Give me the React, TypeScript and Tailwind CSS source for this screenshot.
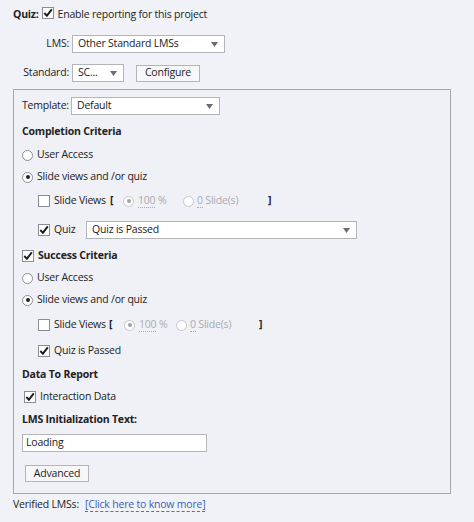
import React from 'react';

const font = { fontFamily: '"Open Sans", "Noto Sans", sans-serif' };

function Check({ checked = false }: { checked?: boolean }) {
  return (
    <span className="inline-flex h-[12px] w-[12px] shrink-0 items-center justify-center border border-[#8a8d94] bg-white">
      {checked && (
        <svg width="10" height="10" viewBox="0 0 10 10">
          <path d="M1.3 5 L3.9 7.7 L8.8 1.4" fill="none" stroke="#1d1d1d" strokeWidth="1.9" />
        </svg>
      )}
    </span>
  );
}

function Radio({ on = false, disabled = false }: { on?: boolean; disabled?: boolean }) {
  return (
    <span
      className={`inline-flex h-[11px] w-[11px] shrink-0 items-center justify-center rounded-full border bg-white ${
        disabled ? 'border-[#c4c6cc]' : 'border-[#8a8d94]'
      }`}
    >
      {on && <span className={`h-[4px] w-[4px] rounded-full ${disabled ? 'bg-[#a0a2a8]' : 'bg-[#222]'}`} />}
    </span>
  );
}

function Select({ value, w }: { value: string; w: string }) {
  return (
    <div className={`${w} flex h-[18px] items-center justify-between border border-[#b3b5bb] bg-white pl-[5px] pr-[6px]`}>
      <span>{value}</span>
      <svg width="7" height="5" viewBox="0 0 7 5">
        <path d="M0 0 H7 L3.5 5 Z" fill="#6b6d72" />
      </svg>
    </div>
  );
}

function Button({ label, w }: { label: string; w: string }) {
  return (
    <div className={`${w} flex h-[17px] items-center justify-center border border-[#b3b5bb] bg-[#f7f7f9]`}>
      {label}
    </div>
  );
}

function SlideViewsRow({ second = false }: { second?: boolean }) {
  return (
    <div className="flex h-[22px] items-center pl-[16px]">
      <Check />
      <span className={`ml-[4px] ${second ? 'w-[55px]' : 'w-[56px]'}`}>Slide Views</span>
      <span className={`font-bold ${second ? 'w-[15px]' : 'w-[13px]'}`}>[</span>
      <span className={`flex items-center text-[#a9abb0] ${second ? 'w-[52px]' : 'w-[60px]'}`}>
        <Radio on disabled />
        <span className="ml-[4px]">
          <span className="border-b border-dotted border-[#a9abb0] leading-[12px]">100</span> %
        </span>
      </span>
      <span className={`flex items-center text-[#a9abb0] ${second ? 'w-[83px]' : 'w-[85px]'}`}>
        <Radio disabled />
        <span className="ml-[3px]">
          <span className="border-b border-dotted border-[#a9abb0] leading-[12px]">0</span> Slide(s)
        </span>
      </span>
      <span className="font-bold">]</span>
    </div>
  );
}

export default function App() {
  return (
    <div className="h-[522px] w-[474px] bg-[#f1f2f7] text-[10.5px] tracking-[-0.2px] text-[#222]" style={font}>
      <div className="flex h-[30px] items-center pl-[13px]">
        <span className="font-bold">Quiz:</span>
        <span className="ml-[3px]">
          <Check checked />
        </span>
        <span className="ml-[4px]">Enable reporting for this project</span>
      </div>
      <div className="mt-[5px] flex h-[18px] items-center">
        <span className="w-[69px] text-right">LMS:</span>
        <span className="ml-[3px]">
          <Select value="Other Standard LMSs" w="w-[153px]" />
        </span>
      </div>
      <div className="mt-[11px] flex h-[18px] items-center">
        <span className="w-[69px] text-right">Standard:</span>
        <span className="ml-[3px]">
          <Select value="SC..." w="w-[52px]" />
        </span>
        <span className="ml-[12px]">
          <Button label="Configure" w="w-[64px]" />
        </span>
      </div>

      <div className="ml-[13px] mt-[7px] w-[438px] border border-[#a6a8ad] bg-[#f0f1f6] pb-[11px] pl-[8px] pt-[7px]">
        <div className="flex h-[18px] items-center">
          <span className="w-[49px]">Template:</span>
          <Select value="Default" w="w-[149px]" />
        </div>
        <div className="mt-[6px] flex h-[22px] items-center font-bold">Completion Criteria</div>
        <div className="mt-[1px] flex h-[22px] items-center">
          <Radio />
          <span className="ml-[4px]">User Access</span>
        </div>
        <div className="flex h-[22px] items-center">
          <Radio on />
          <span className="ml-[4px]">Slide views and /or quiz</span>
        </div>
        <div className="mt-[2px]">
          <SlideViewsRow />
        </div>
        <div className="mt-[7px] flex h-[22px] items-center pl-[16px]">
          <Check checked />
          <span className="ml-[4px] w-[32px]">Quiz</span>
          <Select value="Quiz is Passed" w="w-[271px]" />
        </div>
        <div className="mt-[4px] flex h-[22px] items-center">
          <Check checked />
          <span className="ml-[4px] font-bold">Success Criteria</span>
        </div>
        <div className="flex h-[22px] items-center">
          <Radio />
          <span className="ml-[4px]">User Access</span>
        </div>
        <div className="flex h-[22px] items-center">
          <Radio on />
          <span className="ml-[4px]">Slide views and /or quiz</span>
        </div>
        <div className="mt-[3px]">
          <SlideViewsRow second />
        </div>
        <div className="mt-[4px] flex h-[22px] items-center pl-[16px]">
          <Check checked />
          <span className="ml-[4px]">Quiz is Passed</span>
        </div>
        <div className="mt-[2px] flex h-[22px] items-center font-bold">Data To Report</div>
        <div className="flex h-[22px] items-center pl-[2px]">
          <Check checked />
          <span className="ml-[4px]">Interaction Data</span>
        </div>
        <div className="mt-[1px] flex h-[22px] items-center font-bold">LMS Initialization Text:</div>
        <div className="mt-[3px] flex h-[18px] w-[185px] items-center border border-[#b3b5bb] bg-white pl-[3px]">
          Loading
        </div>
        <div className="ml-[3px] mt-[13px]">
          <Button label="Advanced" w="w-[64px]" />
        </div>
      </div>

      <div className="flex h-[22px] items-center pl-[13px]">
        <span>Verified LMSs:</span>
        <span className="ml-[6px] border-b border-dashed border-[#4a6fbf] leading-[13px] text-[#3b5fb5]">
          [Click here to know more]
        </span>
      </div>
    </div>
  );
}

** Exercise prompt **
Copy all lines in the listing above where the string "React" appears.

** Response to this task **
Give me the React, TypeScript and Tailwind CSS source for this screenshot.
import React from 'react';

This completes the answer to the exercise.